Wednesday, December 02, 2009

1025 - Mojo Special 1. Various - Shufflin' on Bond Street: Jamaican R&B and Ska Instrumentals (1959-1966)

Track Listing

1. Watermelon Man - Brooks, Baba & Band
2. Duck Soup - Drumbago's Orchestra
3. Green Door - Alphonso, Roland
4. What Makes Honey - Reid, Duke Group
5. Joker - Reid, Duke Group
6. Blackberry Brandy - Alphonso, Roland
7. Rude Boy - Reid, Duke
8. Country Town - Brooks, Baba & Band
9. Thunderball - McCook, Tommy & His Supersonics
10. Rainfall - Brooks, Baba & Band
11. Cotton Tree - Skatalites
12. Nuclear Weapon - Skatalites
13. Western Flyer - Brooks, Baba & Band
14. Froggy - Brooks, Baba & Band
15. Mad World - Brooks, Baba & Band
16. Storm Warning - Lynn Taitt and The Comets


Here we go with an album which is outside the main Mojo list, every three albums or so you will get one under the heading Mojo Special, and that will either be something from their Jamaican music list, Movie Soundtrack list or musical compilation list. We start with some Jamaican Ska.

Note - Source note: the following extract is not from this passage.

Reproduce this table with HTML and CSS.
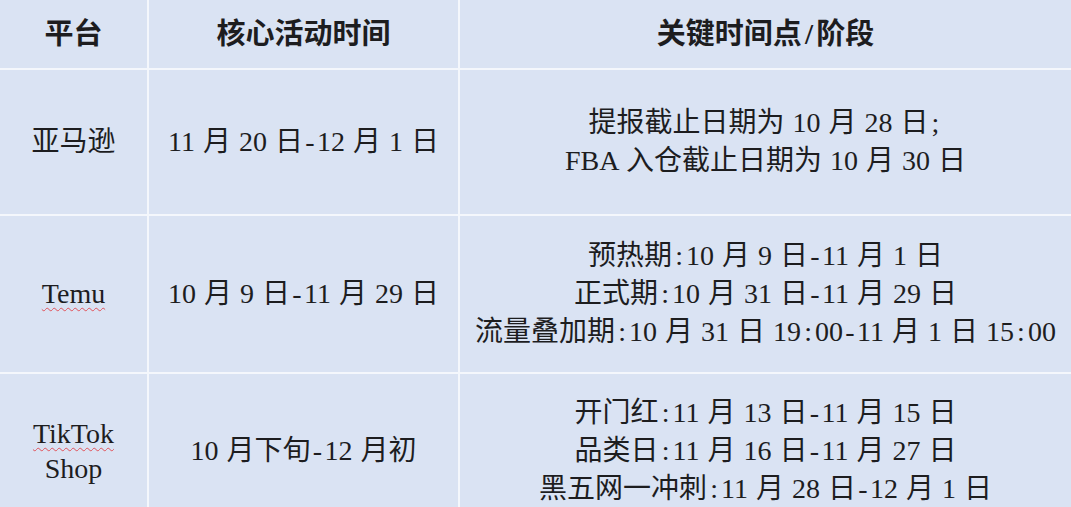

If one is not very knowledgeable about Jamaican music it is natural to think that Ska is something like the Police or even some Clash tracks... but really when talking about it in the context of Jamaican music it is more akin to big band jazz music than to any kind of rock. What it does have in common with the Ska of the West in the 80s is the constant insisting rhythm at the back, like a faster walking rhythm.

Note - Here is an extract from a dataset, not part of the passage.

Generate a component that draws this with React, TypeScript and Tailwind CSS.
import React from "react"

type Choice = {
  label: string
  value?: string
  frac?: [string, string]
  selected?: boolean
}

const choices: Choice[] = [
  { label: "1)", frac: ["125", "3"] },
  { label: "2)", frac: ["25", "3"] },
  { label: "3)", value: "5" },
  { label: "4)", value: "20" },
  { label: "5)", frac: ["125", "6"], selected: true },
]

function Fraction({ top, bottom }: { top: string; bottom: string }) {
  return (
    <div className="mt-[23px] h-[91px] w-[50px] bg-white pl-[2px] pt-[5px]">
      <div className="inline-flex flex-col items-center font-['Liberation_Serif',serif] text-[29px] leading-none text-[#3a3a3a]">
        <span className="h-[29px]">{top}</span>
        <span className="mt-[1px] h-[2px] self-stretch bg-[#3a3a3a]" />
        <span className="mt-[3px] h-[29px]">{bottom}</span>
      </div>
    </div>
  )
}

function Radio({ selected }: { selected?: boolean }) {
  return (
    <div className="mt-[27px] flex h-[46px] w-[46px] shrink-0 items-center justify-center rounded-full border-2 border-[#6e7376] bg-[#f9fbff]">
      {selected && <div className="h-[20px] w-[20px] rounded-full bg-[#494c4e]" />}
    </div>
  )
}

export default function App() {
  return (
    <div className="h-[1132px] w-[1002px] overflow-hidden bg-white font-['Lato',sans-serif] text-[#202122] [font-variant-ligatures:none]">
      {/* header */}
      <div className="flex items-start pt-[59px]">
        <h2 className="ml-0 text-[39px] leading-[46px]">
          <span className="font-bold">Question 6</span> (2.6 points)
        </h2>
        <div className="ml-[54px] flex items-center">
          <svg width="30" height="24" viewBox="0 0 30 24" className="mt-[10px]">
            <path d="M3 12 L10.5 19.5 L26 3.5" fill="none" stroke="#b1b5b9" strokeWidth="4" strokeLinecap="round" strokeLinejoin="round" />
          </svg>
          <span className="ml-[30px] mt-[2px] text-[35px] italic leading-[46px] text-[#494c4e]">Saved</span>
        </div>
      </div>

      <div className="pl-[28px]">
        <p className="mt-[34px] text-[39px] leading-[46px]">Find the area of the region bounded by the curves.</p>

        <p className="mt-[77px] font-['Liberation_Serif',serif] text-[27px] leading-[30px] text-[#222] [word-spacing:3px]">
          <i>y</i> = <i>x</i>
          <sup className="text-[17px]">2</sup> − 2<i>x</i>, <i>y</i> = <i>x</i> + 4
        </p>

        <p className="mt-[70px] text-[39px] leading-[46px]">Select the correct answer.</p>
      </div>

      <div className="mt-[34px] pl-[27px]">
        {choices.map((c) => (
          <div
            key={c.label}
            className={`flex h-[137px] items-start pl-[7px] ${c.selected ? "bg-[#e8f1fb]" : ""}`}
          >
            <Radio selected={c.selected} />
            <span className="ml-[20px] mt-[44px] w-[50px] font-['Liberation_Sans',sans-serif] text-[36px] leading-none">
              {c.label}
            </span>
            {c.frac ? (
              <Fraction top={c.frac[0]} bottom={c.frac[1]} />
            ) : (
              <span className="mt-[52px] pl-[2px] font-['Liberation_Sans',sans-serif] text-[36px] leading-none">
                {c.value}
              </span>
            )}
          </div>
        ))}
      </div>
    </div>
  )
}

This collection of tracks shows us an evolution of Ska up until the mid 60s when it started changing into Rocksteady, and there is great music here, at the beginning too close to Big Band music to be particularly original, it does start transforming itself into a completely unique style with the use of burru drumming and elements particular to Jamaica. The music is fun, fast and funky and it should be mandatory listening to anyone who wants to know where Jamaican music actually comes from.

Track Highlights

1. Nuclear Weapon - Tommy McCook and the Skatalites
2. Duck Soup - Drumbago's Orchestra
3. Storm Warning - Lynn Taitt and The Comets
4. Rude Boy - Reid, Duke

Final Grade



From Wikipedia:

There are different theories about the origins of the word ska. Ernest Ranglin claimed that the term was coined by musicians to refer to the "skat! skat! skat!" scratching guitar strum. Another explanation is that at a recording session in 1959 produced by Coxsone Dodd, double bassist Cluett Johnson instructed guitarist Ranglin to "play like ska, ska, ska", although Ranglin has denied this, stating "Clue couldn't tell me what to play!" A further theory is that it derives from Johnson's word skavoovie, with which he was known to greet his friends. Jackie Mittoo insisted that the musicians themselves called the rhythm Staya Staya, and that it was Byron Lee who introduced the term 'ska'.